DATASET ROWS —

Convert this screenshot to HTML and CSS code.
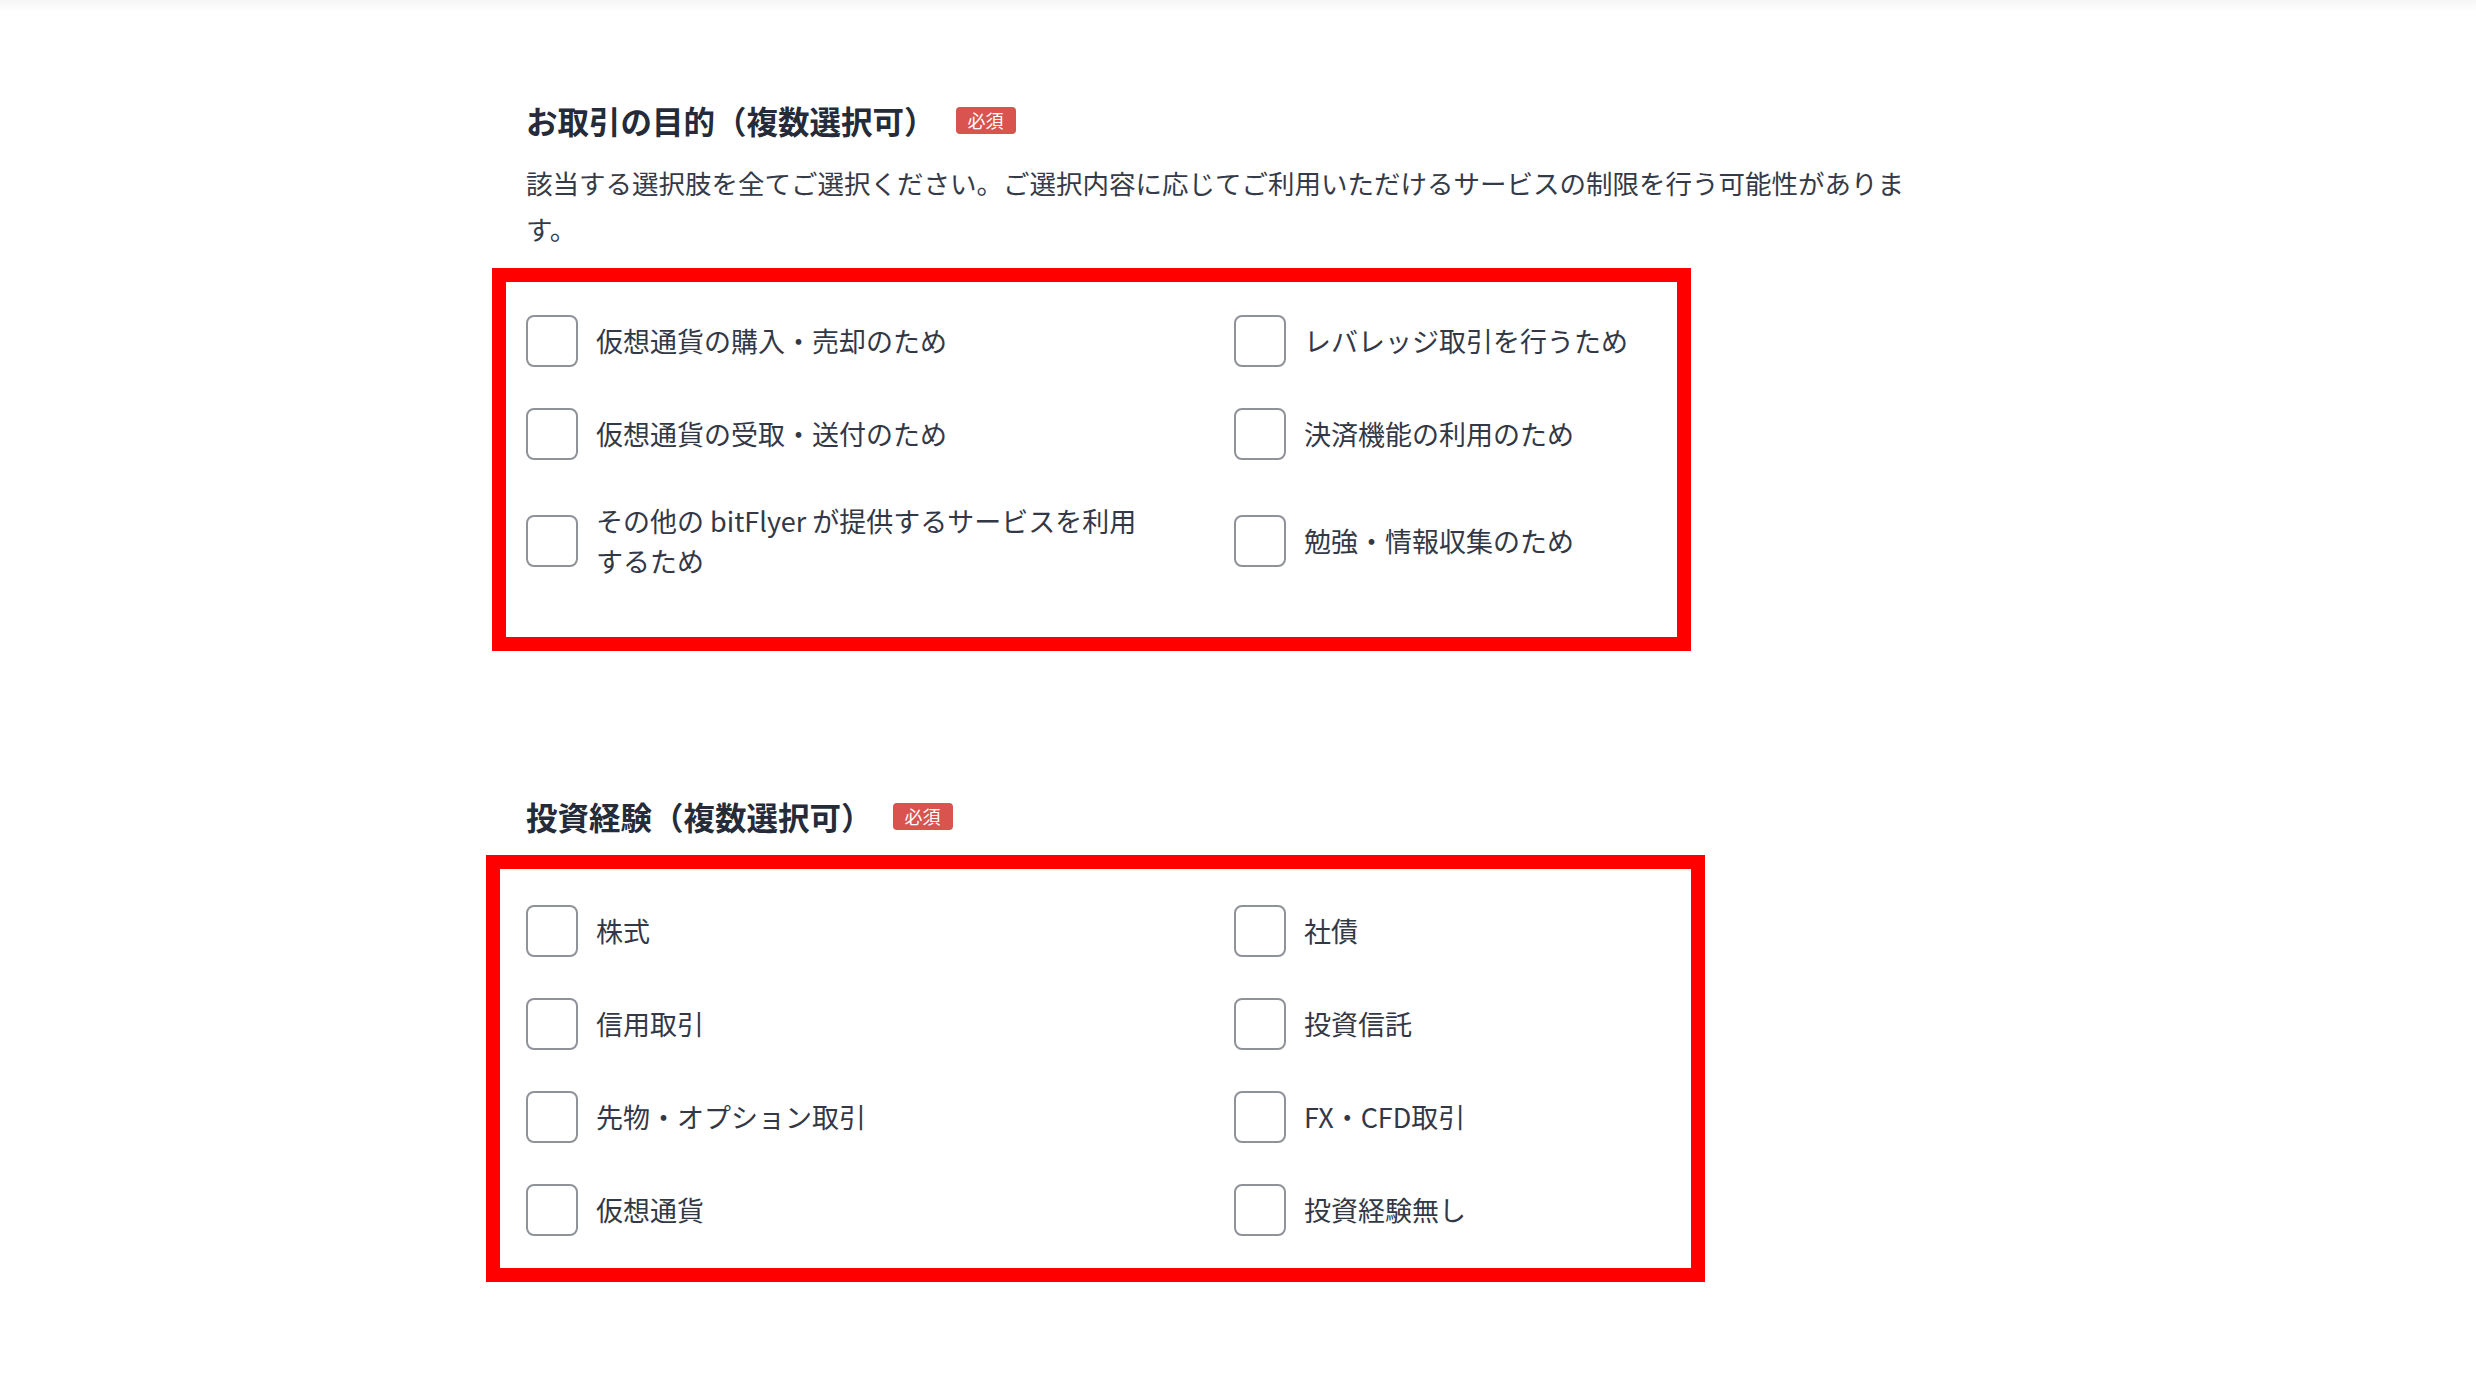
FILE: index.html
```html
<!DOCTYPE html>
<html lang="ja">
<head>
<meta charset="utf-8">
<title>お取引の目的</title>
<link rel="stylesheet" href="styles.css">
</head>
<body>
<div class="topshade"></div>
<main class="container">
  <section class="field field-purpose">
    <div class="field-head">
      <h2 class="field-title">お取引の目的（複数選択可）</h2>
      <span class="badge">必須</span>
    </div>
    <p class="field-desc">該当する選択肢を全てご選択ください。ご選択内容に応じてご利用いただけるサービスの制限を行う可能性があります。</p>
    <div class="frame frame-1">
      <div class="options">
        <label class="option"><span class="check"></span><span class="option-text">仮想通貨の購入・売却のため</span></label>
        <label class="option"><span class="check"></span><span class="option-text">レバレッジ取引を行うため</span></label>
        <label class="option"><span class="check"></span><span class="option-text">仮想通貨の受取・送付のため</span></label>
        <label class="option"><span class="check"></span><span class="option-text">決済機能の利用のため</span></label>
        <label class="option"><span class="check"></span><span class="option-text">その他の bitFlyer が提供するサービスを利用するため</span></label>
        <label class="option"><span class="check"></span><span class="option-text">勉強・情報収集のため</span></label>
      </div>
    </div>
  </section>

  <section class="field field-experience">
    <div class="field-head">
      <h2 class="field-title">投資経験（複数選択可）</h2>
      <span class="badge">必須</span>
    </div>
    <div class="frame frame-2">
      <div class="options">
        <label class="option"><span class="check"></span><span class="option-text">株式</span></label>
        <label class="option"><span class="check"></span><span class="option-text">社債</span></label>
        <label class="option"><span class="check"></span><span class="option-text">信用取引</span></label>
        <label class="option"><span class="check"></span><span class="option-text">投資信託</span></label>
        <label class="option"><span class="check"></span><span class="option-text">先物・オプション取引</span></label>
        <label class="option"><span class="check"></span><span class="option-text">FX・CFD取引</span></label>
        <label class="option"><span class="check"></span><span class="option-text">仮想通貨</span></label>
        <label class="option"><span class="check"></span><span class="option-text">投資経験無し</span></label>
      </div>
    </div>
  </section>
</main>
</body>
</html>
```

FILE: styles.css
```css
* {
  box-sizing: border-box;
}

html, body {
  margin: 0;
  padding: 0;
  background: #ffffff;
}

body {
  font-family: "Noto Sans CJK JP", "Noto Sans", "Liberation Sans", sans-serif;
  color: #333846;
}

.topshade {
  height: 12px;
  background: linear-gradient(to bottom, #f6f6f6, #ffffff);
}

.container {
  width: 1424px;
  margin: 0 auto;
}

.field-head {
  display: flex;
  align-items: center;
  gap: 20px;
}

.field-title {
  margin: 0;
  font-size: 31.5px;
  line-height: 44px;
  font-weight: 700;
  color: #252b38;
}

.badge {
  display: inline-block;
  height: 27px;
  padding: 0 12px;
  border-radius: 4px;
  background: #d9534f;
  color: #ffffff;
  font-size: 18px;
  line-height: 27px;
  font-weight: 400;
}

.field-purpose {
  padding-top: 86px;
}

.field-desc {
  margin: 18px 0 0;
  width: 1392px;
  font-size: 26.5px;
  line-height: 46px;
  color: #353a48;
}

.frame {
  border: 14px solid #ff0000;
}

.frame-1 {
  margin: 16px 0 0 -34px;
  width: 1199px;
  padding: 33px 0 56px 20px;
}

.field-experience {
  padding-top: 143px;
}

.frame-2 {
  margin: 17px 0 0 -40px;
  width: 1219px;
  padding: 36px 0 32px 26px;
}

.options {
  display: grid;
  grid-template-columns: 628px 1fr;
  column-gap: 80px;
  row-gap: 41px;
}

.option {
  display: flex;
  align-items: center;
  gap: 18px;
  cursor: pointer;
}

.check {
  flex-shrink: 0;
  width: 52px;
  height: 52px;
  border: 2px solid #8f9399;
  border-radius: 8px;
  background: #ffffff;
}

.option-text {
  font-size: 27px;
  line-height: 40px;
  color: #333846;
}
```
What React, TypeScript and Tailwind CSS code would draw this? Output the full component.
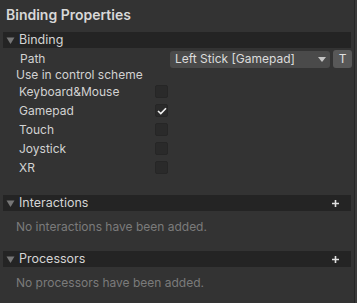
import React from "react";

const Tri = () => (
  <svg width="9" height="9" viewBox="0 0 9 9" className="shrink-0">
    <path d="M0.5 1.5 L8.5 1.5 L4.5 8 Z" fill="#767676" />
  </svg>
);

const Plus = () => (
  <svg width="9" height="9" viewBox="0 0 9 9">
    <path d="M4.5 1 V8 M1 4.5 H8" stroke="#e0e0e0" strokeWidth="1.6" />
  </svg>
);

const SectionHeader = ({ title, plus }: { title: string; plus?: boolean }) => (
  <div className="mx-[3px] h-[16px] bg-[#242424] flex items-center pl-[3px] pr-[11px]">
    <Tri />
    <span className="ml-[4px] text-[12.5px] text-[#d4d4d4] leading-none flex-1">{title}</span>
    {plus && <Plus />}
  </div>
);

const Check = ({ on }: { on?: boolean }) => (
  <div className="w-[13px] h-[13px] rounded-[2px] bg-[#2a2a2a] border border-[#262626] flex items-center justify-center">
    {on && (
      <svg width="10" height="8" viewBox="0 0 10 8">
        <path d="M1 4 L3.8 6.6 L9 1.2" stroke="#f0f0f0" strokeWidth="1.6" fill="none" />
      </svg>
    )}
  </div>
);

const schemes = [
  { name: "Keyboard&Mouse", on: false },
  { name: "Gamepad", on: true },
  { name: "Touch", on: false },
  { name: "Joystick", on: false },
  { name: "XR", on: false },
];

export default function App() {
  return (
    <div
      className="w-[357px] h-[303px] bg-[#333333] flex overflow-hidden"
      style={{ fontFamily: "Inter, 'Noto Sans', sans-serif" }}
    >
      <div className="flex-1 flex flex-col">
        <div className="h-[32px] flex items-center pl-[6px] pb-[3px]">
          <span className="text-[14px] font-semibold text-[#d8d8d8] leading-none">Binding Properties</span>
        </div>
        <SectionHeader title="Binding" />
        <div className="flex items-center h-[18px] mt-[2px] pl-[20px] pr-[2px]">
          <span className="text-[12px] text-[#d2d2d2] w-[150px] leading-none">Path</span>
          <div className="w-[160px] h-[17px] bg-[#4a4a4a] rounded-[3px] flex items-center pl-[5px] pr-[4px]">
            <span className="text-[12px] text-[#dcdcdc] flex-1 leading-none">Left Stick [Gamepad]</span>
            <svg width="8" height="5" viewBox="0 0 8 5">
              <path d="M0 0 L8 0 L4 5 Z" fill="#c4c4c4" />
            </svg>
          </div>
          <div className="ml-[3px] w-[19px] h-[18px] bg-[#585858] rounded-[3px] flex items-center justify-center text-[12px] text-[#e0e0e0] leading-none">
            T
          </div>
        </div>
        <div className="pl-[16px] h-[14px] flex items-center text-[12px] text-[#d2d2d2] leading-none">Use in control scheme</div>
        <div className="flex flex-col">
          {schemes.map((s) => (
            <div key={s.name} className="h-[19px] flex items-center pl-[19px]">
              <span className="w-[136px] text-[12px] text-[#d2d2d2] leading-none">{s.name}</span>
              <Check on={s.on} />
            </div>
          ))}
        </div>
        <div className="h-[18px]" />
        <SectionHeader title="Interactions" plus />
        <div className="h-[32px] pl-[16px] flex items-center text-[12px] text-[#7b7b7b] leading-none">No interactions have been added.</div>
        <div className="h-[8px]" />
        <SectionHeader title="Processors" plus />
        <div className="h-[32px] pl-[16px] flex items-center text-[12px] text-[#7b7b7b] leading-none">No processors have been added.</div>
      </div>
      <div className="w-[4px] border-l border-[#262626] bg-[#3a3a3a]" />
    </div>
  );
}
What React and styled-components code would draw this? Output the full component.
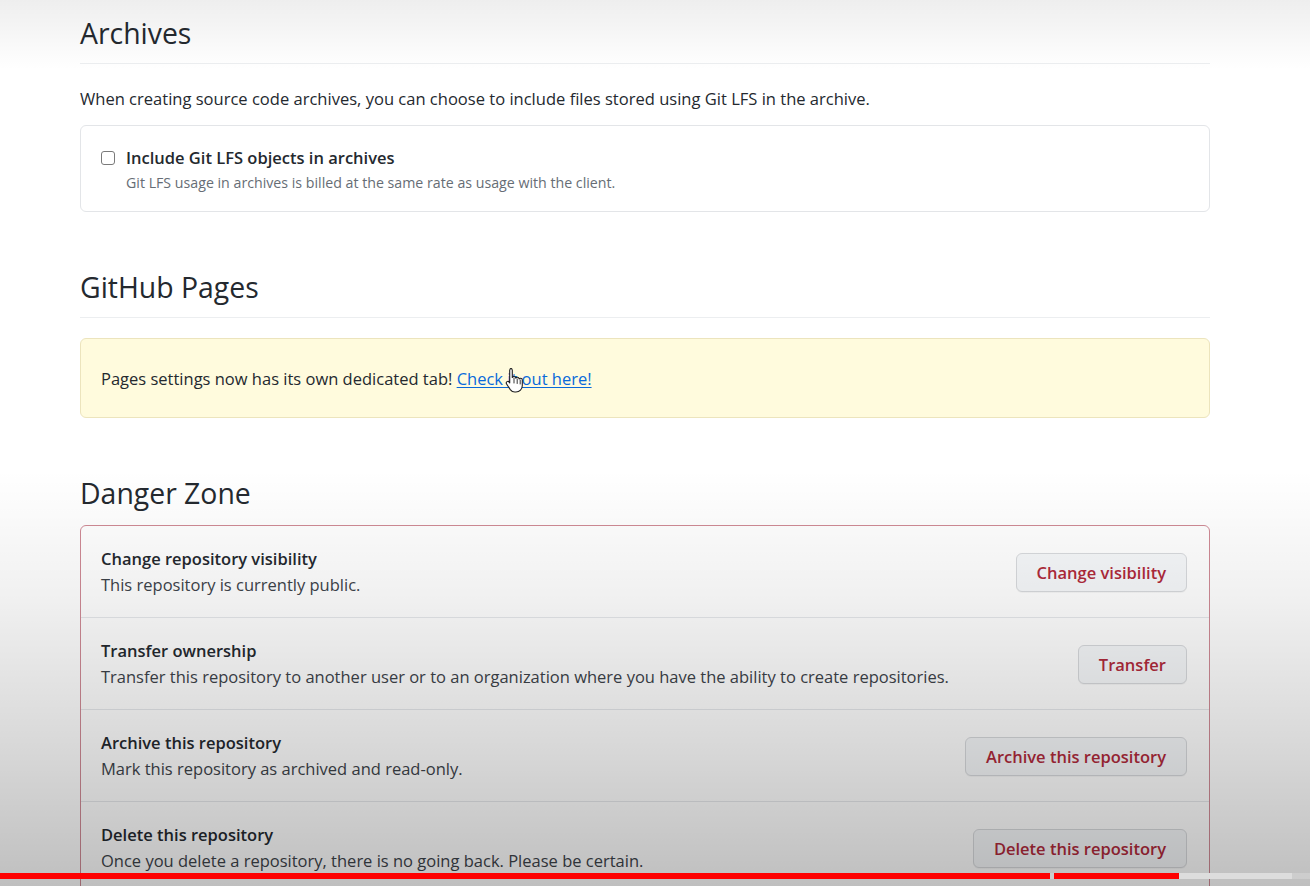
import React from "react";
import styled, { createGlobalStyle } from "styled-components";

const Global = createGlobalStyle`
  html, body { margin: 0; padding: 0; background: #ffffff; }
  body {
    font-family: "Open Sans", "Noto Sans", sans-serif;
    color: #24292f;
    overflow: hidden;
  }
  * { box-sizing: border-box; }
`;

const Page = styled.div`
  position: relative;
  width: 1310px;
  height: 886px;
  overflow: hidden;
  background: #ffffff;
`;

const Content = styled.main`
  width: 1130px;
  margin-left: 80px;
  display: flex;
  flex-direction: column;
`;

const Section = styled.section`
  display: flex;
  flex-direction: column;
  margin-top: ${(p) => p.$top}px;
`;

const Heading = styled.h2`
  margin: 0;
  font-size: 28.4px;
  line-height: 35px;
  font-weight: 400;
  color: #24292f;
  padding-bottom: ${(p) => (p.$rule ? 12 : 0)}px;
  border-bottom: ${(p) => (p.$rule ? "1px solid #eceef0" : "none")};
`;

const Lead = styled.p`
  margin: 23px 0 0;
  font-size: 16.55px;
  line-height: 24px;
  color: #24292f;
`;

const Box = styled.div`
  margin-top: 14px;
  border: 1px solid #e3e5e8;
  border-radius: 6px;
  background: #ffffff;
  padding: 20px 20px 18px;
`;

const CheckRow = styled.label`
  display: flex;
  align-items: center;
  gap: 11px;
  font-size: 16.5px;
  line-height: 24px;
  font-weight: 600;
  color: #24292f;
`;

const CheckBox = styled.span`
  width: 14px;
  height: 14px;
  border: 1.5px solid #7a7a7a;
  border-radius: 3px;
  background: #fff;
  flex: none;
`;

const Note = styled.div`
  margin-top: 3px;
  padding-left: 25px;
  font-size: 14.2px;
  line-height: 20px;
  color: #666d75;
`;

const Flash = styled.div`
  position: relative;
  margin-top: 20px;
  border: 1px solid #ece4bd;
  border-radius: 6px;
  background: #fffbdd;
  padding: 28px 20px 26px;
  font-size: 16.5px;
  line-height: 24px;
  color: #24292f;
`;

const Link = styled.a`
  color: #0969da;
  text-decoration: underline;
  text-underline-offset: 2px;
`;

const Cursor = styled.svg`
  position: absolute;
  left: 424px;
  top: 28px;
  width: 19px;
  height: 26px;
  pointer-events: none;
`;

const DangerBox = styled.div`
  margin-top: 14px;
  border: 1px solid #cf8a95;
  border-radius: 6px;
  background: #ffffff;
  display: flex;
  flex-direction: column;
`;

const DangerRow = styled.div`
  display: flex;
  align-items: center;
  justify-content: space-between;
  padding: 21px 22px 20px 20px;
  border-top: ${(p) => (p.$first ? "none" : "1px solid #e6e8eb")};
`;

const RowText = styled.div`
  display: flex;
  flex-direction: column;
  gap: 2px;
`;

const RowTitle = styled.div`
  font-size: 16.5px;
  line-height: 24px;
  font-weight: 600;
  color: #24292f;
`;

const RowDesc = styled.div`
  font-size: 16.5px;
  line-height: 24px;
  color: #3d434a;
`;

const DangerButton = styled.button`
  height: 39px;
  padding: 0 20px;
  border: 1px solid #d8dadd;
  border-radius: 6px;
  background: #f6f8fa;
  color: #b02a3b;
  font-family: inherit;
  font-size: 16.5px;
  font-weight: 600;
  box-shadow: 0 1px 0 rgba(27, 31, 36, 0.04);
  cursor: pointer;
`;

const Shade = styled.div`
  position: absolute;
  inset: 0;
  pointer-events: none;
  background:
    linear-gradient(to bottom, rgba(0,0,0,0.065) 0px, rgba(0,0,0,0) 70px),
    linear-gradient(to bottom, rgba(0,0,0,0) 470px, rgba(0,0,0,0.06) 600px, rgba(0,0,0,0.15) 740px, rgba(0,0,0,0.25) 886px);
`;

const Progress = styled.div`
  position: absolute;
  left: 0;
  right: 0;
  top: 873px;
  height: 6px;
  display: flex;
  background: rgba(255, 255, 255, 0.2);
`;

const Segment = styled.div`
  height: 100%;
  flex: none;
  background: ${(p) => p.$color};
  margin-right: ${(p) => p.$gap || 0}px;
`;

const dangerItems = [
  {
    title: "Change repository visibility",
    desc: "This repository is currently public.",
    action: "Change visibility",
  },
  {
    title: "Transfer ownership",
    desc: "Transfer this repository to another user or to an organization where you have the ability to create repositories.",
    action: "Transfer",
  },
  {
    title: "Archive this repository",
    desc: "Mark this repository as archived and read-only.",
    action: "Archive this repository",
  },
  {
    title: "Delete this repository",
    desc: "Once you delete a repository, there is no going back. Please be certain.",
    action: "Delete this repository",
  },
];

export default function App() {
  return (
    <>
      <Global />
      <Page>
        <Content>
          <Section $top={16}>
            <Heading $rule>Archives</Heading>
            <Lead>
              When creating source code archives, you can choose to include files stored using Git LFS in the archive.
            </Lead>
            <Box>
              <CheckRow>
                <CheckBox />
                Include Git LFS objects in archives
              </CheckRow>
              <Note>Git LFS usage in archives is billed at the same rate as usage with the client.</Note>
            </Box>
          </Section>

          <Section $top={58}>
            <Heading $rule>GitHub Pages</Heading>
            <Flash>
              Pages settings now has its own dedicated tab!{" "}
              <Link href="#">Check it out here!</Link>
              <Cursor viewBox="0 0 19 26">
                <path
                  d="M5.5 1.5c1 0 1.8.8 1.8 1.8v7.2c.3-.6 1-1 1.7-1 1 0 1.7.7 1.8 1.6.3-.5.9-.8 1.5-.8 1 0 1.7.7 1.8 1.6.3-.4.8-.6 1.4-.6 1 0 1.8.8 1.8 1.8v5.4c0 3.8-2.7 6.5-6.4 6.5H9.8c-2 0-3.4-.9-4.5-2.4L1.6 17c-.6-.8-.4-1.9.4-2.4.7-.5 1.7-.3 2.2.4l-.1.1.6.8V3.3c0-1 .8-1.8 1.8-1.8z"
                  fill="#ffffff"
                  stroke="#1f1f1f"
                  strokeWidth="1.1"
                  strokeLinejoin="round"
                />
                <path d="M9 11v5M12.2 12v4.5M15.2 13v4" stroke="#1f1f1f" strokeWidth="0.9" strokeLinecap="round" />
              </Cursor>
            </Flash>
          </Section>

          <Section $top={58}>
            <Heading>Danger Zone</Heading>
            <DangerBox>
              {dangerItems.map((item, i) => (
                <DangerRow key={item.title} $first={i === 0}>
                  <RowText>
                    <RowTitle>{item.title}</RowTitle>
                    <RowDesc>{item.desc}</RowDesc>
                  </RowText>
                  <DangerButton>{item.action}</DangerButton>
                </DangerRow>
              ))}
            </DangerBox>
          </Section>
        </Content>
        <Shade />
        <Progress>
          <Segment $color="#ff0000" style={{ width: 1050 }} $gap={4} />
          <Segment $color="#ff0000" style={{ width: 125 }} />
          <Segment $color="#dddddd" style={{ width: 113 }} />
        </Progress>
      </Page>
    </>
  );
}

YOUR TASK —
Look through the data above. Find each line with the string "What" and copy it.

ANSWER TO THE TASK —
What React, TypeScript and Tailwind CSS code would draw this? Output the full component.
What React and styled-components code would draw this? Output the full component.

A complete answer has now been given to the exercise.